By default, this searches for any categories containing your search term: eg, Tudor will also find Tudors, Tudor History, etc. Check the 'exact' box to restrict searching to categories exactly matching your search. All searches are case-insensitive.

This is a search for tags/categories assigned to blog posts by their authors. The terminology used for post tags varies across different blog platforms, but WordPress tags and categories, Blogspot labels, and Tumblr tags are all included.

This search feature has a number of purposes:

1. to give site users improved access to the content EMC has been aggregating since August 2012, so they can look for bloggers posting on topics they're interested in, explore what's happening in the early modern blogosphere, and so on.

2. to facilitate and encourage the proactive use of post categories/tags by groups of bloggers with shared interests. All searches can be bookmarked for reference, making it possible to create useful resources of blogging about specific news, topics, conferences, etc, in a similar fashion to Twitter hashtags. Bloggers could agree on a shared tag for posts, or an event organiser could announce one in advance, as is often done with Twitter hashtags.

Caveats and Work in Progress

This does not search post content, and it will not find any informal keywords/hashtags within the body of posts.

If EMC doesn't find any <category> tags for a post in the RSS feed it is classified as uncategorized. These and any <category> 'uncategorized' from the feed are omitted from search results. (It should always be borne in mind that some bloggers never use any kind of category or tag at all.)
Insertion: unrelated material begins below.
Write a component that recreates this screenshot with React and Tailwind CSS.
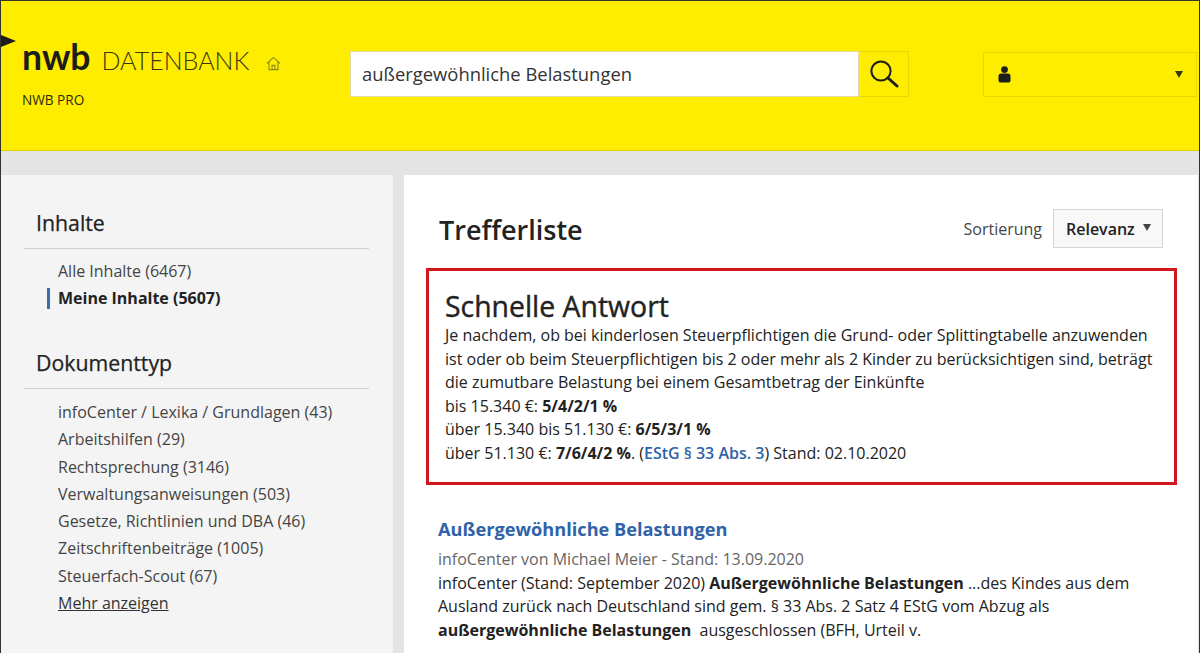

This will not be a 'real time' search, although EMC updates content every few hours so it's never very far behind events.

The search is at present quite basic and limited. I plan to add a number of more sophisticated features in the future including the ability to filter by blog tags and by dates. I may also introduce RSS feeds for search queries at some point.
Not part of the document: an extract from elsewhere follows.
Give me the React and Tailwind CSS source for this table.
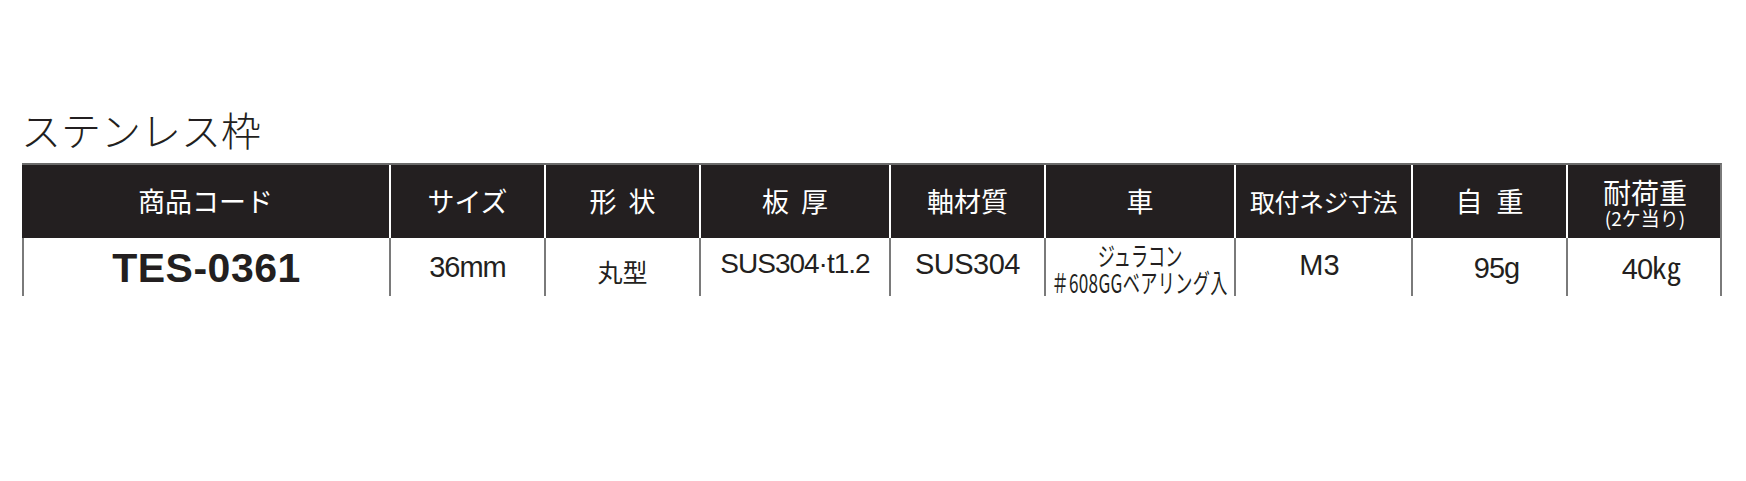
const jp = { fontFamily: '"Noto Sans CJK JP", "Noto Sans", sans-serif' }
const lat = { fontFamily: '"Liberation Sans", "Noto Sans CJK JP", sans-serif' }

const cols = 'grid grid-cols-[367px_155px_155px_190px_155px_190px_177px_155px_156px]'

function Head({ children, first, className = '' }) {
  return (
    <div className={`h-[73px] flex items-center justify-center text-white ${first ? '' : 'border-l-2 border-white'} ${className}`}>
      {children}
    </div>
  )
}

function Cell({ children, className = '' }) {
  return (
    <div className={`h-[58px] flex items-center justify-center border-l-2 border-[#7a7a7a] text-[#231f20] ${className}`}>
      {children}
    </div>
  )
}

export default function App() {
  return (
    <div className="w-[1746px] h-[481px] bg-white pt-[105px] pl-[22px]">
      <h2 className="text-[40px] leading-[48px] font-light text-[#231f20] -ml-[1px]" style={jp}>
        ステンレス枠
      </h2>

      <div className="mt-[10px] w-[1700px] border-t-2 border-[#6b6b6b] border-r-2 border-r-[#7a7a7a]">
        <div className={`${cols} bg-[#231f20] text-[27px] font-normal`} style={jp}>
          <Head first>商品コード</Head>
          <Head>サイズ</Head>
          <Head><span className="flex gap-[12px]"><span>形</span><span>状</span></span></Head>
          <Head><span className="flex gap-[12px]"><span>板</span><span>厚</span></span></Head>
          <Head>軸材質</Head>
          <Head>車</Head>
          <Head><span className="text-[25px] tracking-[-0.5px]">取付ネジ寸法</span></Head>
          <Head><span className="flex gap-[14px]"><span>自</span><span>重</span></span></Head>
          <Head className="flex-col">
            <span className="text-[28px] leading-[30px] mt-[2px]">耐荷重</span>
            <span className="text-[19px] leading-[21px]">(2ケ当り)</span>
          </Head>
        </div>

        <div className={cols}>
          <Cell>
            <span className="text-[41px] font-bold leading-none tracking-[0.5px] mt-[2px]" style={lat}>TES-0361</span>
          </Cell>
          <Cell>
            <span className="text-[29px] leading-none tracking-[-1px]" style={lat}>36mm</span>
          </Cell>
          <Cell>
            <span className="text-[25px] leading-none mt-[8px]" style={jp}>丸型</span>
          </Cell>
          <Cell>
            <span className="text-[28px] leading-none tracking-[-1px] -mt-[6px]" style={lat}>SUS304·t1.2</span>
          </Cell>
          <Cell>
            <span className="text-[29px] leading-none tracking-[-0.5px] -mt-[6px]" style={lat}>SUS304</span>
          </Cell>
          <Cell className="flex-col pt-[2px]">
            <span className="block text-[26px] leading-[27px] scale-x-[0.66] whitespace-nowrap" style={jp}>ジュラコン</span>
            <span className="block text-[26px] leading-[27px] scale-x-[0.66] whitespace-nowrap tracking-[0.5px]" style={jp}>＃608GGベアリング入</span>
          </Cell>
          <Cell>
            <span className="text-[29px] leading-none -mt-[4px] -ml-[8px]" style={lat}>M3</span>
          </Cell>
          <Cell>
            <span className="text-[29px] leading-none tracking-[-1px] ml-[14px] mt-[2px]" style={lat}>95g</span>
          </Cell>
          <Cell>
            <span className="text-[29px] leading-none tracking-[-1px] ml-[12px] mt-[4px]" style={lat}>40㎏</span>
          </Cell>
        </div>
      </div>
    </div>
  )
}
Constructing Search Query URLs

If you'd like to use an event tag, it's possible to work out in advance what the URL will be, without needing to visit EMC and run the search manually (though you might be advised to check it works!). But you'll need to use URL encoding as appropriate for any spaces or punctuation in the tag (so it might be a good idea to avoid them).
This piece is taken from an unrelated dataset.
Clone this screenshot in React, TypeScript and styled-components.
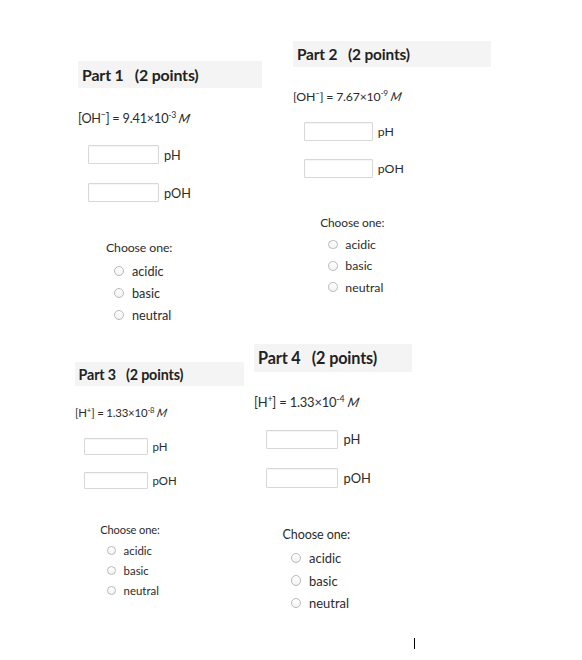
import React from "react";
import styled, { createGlobalStyle } from "styled-components";

const GlobalStyle = createGlobalStyle`
  html, body {
    margin: 0;
    padding: 0;
    background: #ffffff;
  }
  body {
    font-family: Lato, "Open Sans", "Liberation Sans", sans-serif;
    color: #2b2b2b;
  }
`;

type Scale = { $s: number };

const Page = styled.div`
  width: 582px;
  height: 660px;
  padding-top: 41px;
  box-sizing: border-box;
  overflow: hidden;
`;

const Row = styled.div<{ $height: number }>`
  display: flex;
  align-items: flex-start;
  height: ${(p) => p.$height}px;
`;

const Panel = styled.section<Scale & { $left: number; $top: number }>`
  display: flex;
  flex-direction: column;
  margin-left: ${(p) => p.$left}px;
  margin-top: ${(p) => p.$top}px;
`;

const Header = styled.h3<Scale & { $width: number }>`
  margin: 0;
  width: ${(p) => p.$width}px;
  height: ${(p) => 27 * p.$s}px;
  box-sizing: border-box;
  padding-left: ${(p) => 4 * p.$s}px;
  display: flex;
  align-items: center;
  background: #f4f4f4;
  color: #222222;
  font-size: ${(p) => 15.9 * p.$s}px;
  font-weight: 700;
  letter-spacing: -0.15px;
`;

const Points = styled.span<Scale>`
  margin-left: ${(p) => 11 * p.$s}px;
`;

const Formula = styled.div<Scale>`
  margin-top: ${(p) => 22 * p.$s}px;
  height: ${(p) => 16 * p.$s}px;
  line-height: ${(p) => 16 * p.$s}px;
  font-size: ${(p) => 12.7 * p.$s}px;
  letter-spacing: -0.2px;
  white-space: nowrap;

  sup {
    font-size: 0.68em;
    line-height: 0;
    vertical-align: 0.55em;
  }
`;

const Unit = styled.span`
  display: inline-block;
  margin-left: 0.25em;
  font-style: italic;
  transform: skewX(-12deg);
`;

const Field = styled.label<Scale & { $inset: number }>`
  display: flex;
  align-items: center;
  margin-left: ${(p) => p.$inset}px;
  margin-top: ${(p) => 19 * p.$s}px;
  gap: ${(p) => 5 * p.$s}px;
  font-size: ${(p) => 12.7 * p.$s}px;
`;

const TextBox = styled.input<Scale>`
  width: ${(p) => 71 * p.$s}px;
  height: ${(p) => 19 * p.$s}px;
  box-sizing: border-box;
  margin: 0;
  padding: 0;
  border: 1px solid #d8d8d8;
  border-radius: 1px;
  background: #ffffff;
  box-shadow: inset 0 1px 1px rgba(0, 0, 0, 0.04);
`;

const Choose = styled.fieldset<Scale>`
  border: 0;
  margin: ${(p) => 38 * p.$s}px 0 0 ${(p) => 28 * p.$s}px;
  padding: 0;
  display: flex;
  flex-direction: column;
`;

const Legend = styled.div<Scale>`
  height: ${(p) => 16 * p.$s}px;
  line-height: ${(p) => 16 * p.$s}px;
  font-size: ${(p) => 12.3 * p.$s}px;
  letter-spacing: -0.1px;
  margin-bottom: ${(p) => 4 * p.$s}px;
`;

const Option = styled.label<Scale>`
  display: flex;
  align-items: center;
  height: ${(p) => 22 * p.$s}px;
  padding-left: ${(p) => 8 * p.$s}px;
  gap: ${(p) => 8 * p.$s}px;
  font-size: ${(p) => 12.7 * p.$s}px;
`;

const Radio = styled.input<Scale>`
  appearance: none;
  margin: 0;
  width: ${(p) => 10 * p.$s}px;
  height: ${(p) => 10 * p.$s}px;
  border: 1px solid #b9b9b9;
  border-radius: 50%;
  background: linear-gradient(#ffffff, #f3f3f3);
  box-sizing: border-box;
`;

const Caret = styled.span`
  display: block;
  width: 1px;
  height: 11px;
  margin: 24px 0 0 160px;
  background: #000000;
`;

type PartSpec = {
  n: number;
  s: number;
  left: number;
  top: number;
  width: number;
  inset: number;
  ion: "OH" | "H";
  value: string;
  exp: string;
  caret?: boolean;
};

const parts: PartSpec[][] = [
  [
    { n: 1, s: 1, left: 78, top: 20, width: 184, inset: 10, ion: "OH", value: "9.41", exp: "-3" },
    { n: 2, s: 0.97, left: 31, top: 0, width: 198, inset: 11, ion: "OH", value: "7.67", exp: "-9" },
  ],
  [
    { n: 3, s: 0.9, left: 75, top: 18, width: 169, inset: 9, ion: "H", value: "1.33", exp: "-8" },
    { n: 4, s: 1.02, left: 10, top: 0, width: 158, inset: 12, ion: "H", value: "1.33", exp: "-4", caret: true },
  ],
];

const Part: React.FC<{ part: PartSpec }> = ({ part }) => {
  const { s } = part;
  const name = `part${part.n}`;
  return (
    <Panel $s={s} $left={part.left} $top={part.top}>
      <Header $s={s} $width={part.width}>
        Part {part.n}
        <Points $s={s}>(2 points)</Points>
      </Header>
      <Formula $s={s}>
        [{part.ion}
        <sup>{part.ion === "OH" ? "−" : "+"}</sup>] = {part.value}×10<sup>{part.exp}</sup>
        <Unit>M</Unit>
      </Formula>
      <Field $s={s} $inset={part.inset}>
        <TextBox $s={s} type="text" />
        pH
      </Field>
      <Field $s={s} $inset={part.inset}>
        <TextBox $s={s} type="text" />
        pOH
      </Field>
      <Choose $s={s}>
        <Legend $s={s}>Choose one:</Legend>
        {["acidic", "basic", "neutral"].map((label) => (
          <Option $s={s} key={label}>
            <Radio $s={s} type="radio" name={name} />
            {label}
          </Option>
        ))}
      </Choose>
      {part.caret && <Caret />}
    </Panel>
  );
};

const App: React.FC = () => {
  return (
    <>
      <GlobalStyle />
      <Page>
        {parts.map((row, i) => (
          <Row key={i} $height={i === 0 ? 303 : 316}>
            {row.map((part) => (
              <Part key={part.n} part={part} />
            ))}
          </Row>
        ))}
      </Page>
    </>
  );
};

export default App;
This is the basic structure:

http://emc.historycarnival.org/searchcat?s={search term or phrase}

For example, the URL for a simple search for categories containing London:

http://emc.historycarnival.org/searchcat?s=london

The URL for a search for the exact category Gunpowder Plot:

http://emc.historycarnival.org/searchcat?s=Gunpowder%20Plot&exact=on

In this more complex URL, %20 is the URL encoding for a space between words and &exact=on adds the exact category requirement.

I'll do my best to ensure that the basic URL construction (searchcat?s=...) is stable and persistent as long as the site is around.